Ah, and this one, the best one, his mother standing before a long surfboard stuck in the sands of Waikiki Beach, where she’d been taught to ride the w
aves by Duke Kahanamoku himself. She was lean and lovely and faced the camera with a bravado that made him stare. This was his mother, the great friend of his youth.
He was going to be late for his appointment. It was Friday afternoon, and if he didn’t go now he’d have to wait till Monday. The thought of not getting out touched him with a kind of panic. He stood over his mother and looked down at her thin white hair, a mist above her scalp. Her shoulders rose and fell with the shallow rasp of her breathing. He whispered to her.
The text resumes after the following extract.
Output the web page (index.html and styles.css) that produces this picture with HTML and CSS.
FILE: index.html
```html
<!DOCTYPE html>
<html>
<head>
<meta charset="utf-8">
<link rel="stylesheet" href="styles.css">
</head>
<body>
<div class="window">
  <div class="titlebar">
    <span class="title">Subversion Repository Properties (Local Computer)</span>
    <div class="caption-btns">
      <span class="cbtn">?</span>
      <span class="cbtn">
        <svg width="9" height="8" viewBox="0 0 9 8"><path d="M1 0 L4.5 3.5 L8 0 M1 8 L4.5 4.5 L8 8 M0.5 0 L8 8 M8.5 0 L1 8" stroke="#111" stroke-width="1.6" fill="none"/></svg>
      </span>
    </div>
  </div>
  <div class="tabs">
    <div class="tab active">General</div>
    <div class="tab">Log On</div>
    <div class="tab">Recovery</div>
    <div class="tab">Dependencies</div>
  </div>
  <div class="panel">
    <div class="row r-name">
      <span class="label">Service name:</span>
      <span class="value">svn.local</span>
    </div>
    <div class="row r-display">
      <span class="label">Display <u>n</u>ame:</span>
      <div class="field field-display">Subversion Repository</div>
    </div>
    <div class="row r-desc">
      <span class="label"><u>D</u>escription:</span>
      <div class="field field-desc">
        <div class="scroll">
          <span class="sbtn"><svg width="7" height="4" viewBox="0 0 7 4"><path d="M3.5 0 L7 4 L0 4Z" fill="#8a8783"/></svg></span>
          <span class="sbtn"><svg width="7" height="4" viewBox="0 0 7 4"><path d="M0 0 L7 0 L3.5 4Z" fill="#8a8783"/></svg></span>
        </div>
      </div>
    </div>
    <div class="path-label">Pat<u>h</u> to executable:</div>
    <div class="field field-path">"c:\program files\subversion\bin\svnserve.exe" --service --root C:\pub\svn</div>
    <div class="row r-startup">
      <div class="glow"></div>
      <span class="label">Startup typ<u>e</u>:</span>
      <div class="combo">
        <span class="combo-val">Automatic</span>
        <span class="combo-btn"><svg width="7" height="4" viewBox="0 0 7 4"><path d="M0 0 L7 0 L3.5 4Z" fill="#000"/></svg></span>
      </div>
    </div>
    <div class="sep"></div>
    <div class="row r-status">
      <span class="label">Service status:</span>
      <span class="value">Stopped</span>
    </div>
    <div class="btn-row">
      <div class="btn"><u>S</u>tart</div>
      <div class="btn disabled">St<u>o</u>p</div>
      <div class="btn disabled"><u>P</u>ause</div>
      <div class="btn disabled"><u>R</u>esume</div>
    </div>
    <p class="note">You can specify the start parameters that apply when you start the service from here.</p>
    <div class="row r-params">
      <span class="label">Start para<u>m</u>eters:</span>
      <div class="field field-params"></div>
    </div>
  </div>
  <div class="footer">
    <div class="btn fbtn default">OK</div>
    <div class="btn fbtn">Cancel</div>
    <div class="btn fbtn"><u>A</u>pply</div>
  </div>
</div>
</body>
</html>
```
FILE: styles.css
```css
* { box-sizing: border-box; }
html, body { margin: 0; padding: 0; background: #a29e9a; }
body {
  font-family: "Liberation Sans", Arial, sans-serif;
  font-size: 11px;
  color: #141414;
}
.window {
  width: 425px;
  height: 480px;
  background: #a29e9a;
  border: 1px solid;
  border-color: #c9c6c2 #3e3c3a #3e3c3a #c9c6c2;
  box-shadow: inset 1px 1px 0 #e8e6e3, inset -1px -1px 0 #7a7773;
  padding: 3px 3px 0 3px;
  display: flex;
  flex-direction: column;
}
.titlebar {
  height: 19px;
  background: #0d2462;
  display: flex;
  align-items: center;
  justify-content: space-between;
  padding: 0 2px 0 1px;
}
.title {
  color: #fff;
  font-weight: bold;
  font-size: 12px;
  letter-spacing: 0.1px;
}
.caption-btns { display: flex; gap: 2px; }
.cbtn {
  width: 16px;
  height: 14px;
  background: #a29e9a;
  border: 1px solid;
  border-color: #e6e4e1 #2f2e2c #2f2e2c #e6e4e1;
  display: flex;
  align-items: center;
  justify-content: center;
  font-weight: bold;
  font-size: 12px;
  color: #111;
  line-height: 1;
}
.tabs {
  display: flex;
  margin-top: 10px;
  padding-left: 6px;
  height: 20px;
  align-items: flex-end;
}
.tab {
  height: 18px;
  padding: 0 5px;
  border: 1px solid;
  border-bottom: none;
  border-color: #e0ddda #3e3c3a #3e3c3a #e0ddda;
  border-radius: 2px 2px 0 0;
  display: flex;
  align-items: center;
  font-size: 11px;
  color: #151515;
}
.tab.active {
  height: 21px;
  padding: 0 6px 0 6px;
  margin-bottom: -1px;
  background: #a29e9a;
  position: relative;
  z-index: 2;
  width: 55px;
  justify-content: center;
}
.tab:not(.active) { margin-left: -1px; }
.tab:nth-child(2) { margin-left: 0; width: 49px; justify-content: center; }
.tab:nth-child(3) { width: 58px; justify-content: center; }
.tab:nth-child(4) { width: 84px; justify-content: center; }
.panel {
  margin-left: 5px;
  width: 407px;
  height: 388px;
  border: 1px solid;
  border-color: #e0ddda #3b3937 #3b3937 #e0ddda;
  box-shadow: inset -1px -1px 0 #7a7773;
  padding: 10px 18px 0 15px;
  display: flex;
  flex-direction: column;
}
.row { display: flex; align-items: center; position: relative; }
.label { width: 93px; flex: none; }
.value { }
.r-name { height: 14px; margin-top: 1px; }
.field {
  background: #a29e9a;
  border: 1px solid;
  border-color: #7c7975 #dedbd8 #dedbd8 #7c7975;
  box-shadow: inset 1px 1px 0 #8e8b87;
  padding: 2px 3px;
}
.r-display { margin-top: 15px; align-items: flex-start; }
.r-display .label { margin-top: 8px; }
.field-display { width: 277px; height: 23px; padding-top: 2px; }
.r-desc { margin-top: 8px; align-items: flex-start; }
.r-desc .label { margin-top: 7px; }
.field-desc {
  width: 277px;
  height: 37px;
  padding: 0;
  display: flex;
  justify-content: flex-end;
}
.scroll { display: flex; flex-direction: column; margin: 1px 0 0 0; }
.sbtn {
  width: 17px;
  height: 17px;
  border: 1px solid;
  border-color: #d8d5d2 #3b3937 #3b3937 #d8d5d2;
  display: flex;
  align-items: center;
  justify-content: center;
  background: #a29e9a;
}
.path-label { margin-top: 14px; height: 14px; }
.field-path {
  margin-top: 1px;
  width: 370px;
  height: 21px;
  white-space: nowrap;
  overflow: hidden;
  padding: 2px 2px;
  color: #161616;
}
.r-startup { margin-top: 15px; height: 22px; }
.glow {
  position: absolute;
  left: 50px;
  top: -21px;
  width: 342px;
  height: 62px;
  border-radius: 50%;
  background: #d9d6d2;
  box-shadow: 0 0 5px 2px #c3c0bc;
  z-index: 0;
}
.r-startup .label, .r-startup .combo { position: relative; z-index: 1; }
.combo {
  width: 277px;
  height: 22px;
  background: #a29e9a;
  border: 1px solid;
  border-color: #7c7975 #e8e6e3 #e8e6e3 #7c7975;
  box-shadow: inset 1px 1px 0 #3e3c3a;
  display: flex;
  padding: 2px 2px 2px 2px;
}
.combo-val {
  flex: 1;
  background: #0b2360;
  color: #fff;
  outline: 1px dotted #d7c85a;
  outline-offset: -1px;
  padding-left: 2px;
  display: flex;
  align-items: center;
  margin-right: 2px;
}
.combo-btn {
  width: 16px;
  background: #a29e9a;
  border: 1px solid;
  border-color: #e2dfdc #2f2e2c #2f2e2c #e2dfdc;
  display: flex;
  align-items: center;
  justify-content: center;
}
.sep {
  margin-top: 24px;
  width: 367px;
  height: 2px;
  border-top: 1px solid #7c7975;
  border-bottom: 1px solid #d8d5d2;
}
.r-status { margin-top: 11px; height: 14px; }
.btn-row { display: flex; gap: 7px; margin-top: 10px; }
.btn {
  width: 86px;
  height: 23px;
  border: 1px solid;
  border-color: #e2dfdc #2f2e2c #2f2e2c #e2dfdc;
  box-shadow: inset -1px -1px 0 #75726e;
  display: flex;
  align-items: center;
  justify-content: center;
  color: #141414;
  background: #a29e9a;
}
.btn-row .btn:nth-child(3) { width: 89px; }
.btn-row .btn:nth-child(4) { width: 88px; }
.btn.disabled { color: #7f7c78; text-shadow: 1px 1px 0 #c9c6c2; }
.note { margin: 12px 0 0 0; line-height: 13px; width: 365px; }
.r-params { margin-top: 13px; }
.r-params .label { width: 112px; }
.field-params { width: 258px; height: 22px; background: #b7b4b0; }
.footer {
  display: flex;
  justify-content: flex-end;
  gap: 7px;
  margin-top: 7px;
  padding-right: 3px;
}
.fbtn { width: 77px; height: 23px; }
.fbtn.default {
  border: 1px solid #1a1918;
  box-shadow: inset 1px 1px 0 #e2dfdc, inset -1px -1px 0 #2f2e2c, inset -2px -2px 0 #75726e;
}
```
Waited, whispered again. Nothing.
On his way out he stopped in the staff room and asked Feliz, the young woman on duty, to look in now and then and feed his mother some ice chips if she woke up before he returned. She agreed, but he could feel her resentment. She was new on the staff and afraid of his mother’s wasted body, as he was; he’d seen her timidity that morning when the two of them sponged his mother down, and he supposed she’d seen his.
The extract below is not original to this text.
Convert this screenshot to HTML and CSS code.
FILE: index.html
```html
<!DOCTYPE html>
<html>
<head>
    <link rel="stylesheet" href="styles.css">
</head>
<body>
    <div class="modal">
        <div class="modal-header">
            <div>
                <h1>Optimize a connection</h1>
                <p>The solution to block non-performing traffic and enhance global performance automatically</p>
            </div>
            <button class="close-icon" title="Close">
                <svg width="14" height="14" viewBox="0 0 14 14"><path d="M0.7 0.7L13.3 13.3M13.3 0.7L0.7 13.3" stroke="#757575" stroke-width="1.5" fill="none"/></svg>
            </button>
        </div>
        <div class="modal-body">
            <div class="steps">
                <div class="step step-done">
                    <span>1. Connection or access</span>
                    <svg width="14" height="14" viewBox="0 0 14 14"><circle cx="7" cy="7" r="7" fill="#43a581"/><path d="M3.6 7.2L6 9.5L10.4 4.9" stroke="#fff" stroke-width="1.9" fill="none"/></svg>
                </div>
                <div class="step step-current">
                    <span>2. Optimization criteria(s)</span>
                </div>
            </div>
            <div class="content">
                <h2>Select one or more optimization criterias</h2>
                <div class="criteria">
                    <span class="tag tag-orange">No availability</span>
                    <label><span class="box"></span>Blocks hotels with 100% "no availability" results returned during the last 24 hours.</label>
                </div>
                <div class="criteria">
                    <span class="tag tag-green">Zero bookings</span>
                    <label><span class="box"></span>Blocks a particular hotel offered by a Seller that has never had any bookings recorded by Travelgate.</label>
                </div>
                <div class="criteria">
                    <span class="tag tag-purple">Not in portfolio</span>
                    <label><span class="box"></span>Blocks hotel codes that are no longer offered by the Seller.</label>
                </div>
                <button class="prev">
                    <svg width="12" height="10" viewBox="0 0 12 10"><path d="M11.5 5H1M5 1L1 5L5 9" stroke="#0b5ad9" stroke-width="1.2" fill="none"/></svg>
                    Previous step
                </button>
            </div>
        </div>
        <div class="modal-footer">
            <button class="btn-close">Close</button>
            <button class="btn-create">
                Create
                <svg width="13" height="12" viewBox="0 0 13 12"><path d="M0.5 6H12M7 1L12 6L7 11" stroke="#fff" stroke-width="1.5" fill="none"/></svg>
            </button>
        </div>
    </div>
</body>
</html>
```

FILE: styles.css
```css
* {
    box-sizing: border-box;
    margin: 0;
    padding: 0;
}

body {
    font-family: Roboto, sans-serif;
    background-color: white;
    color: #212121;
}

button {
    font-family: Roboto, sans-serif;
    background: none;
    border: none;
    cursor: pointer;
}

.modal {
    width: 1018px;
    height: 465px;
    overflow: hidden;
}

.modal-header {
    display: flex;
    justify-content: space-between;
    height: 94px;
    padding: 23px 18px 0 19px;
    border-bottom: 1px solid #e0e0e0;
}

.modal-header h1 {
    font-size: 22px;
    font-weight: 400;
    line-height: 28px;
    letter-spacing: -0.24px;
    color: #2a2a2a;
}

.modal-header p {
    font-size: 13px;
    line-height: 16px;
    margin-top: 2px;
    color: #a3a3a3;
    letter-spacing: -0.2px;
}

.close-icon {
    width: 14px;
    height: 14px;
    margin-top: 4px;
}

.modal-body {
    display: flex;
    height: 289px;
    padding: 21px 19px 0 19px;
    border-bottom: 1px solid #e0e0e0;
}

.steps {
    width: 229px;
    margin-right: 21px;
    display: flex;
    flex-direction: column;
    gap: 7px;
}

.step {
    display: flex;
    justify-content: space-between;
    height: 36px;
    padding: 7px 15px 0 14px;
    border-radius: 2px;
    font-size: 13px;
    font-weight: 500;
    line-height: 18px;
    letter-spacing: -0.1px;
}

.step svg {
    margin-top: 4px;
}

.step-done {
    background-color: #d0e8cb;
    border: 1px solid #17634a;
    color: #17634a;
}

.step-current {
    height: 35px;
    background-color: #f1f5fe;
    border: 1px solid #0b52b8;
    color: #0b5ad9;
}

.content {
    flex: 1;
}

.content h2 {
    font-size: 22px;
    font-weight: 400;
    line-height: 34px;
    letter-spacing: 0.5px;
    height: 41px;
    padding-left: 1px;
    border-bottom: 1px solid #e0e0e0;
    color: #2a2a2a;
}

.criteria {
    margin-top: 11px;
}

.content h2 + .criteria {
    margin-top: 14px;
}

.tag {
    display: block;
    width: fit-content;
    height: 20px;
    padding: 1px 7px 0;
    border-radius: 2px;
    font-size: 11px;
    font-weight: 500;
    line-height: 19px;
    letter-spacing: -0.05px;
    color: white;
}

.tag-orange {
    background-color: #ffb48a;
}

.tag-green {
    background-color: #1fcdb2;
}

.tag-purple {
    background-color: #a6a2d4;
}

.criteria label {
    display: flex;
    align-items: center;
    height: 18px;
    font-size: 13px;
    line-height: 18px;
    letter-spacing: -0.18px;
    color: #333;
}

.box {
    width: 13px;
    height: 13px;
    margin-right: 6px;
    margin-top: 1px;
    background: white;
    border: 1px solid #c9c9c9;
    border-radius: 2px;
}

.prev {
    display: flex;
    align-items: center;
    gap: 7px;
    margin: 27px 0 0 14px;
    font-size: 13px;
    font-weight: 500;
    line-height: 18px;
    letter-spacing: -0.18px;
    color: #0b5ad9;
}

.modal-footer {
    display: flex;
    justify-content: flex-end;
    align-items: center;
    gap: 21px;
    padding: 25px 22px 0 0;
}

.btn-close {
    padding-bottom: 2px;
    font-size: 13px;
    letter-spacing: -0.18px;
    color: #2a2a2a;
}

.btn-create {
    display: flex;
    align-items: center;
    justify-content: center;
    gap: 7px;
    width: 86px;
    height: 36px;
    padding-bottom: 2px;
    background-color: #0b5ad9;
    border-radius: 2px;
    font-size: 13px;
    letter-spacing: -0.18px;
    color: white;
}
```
“Please,” he said. “I won’t be gone long.”
“Yes, okay,” she said, but she would not meet his eyes.
Christ, it was good busting out of there—firing up the lollipop-red Miata he’d rented and gunning it out of the parking lot, the sun on his face. The travel agent who’d booked his flight to Miami had gotten him a bargain rate on a midsize Buick sedan, but once he stepped out of the terminal and into the warm twilight he was overcome by the idea of a convertible; and when he went back inside and the beautiful Latina at the counter mentioned she had a Miata available, he took it without hesitation, though it was ridiculously overpriced and, given the occasion, maybe a little festive.
He’d never driven a sports car before. He liked being close to the road and open to the sky, feeling the velvety sea air wash over him. During his hours in the darkened, lavender-scented apartment he was aware of the car outside and the thought of it pleased him.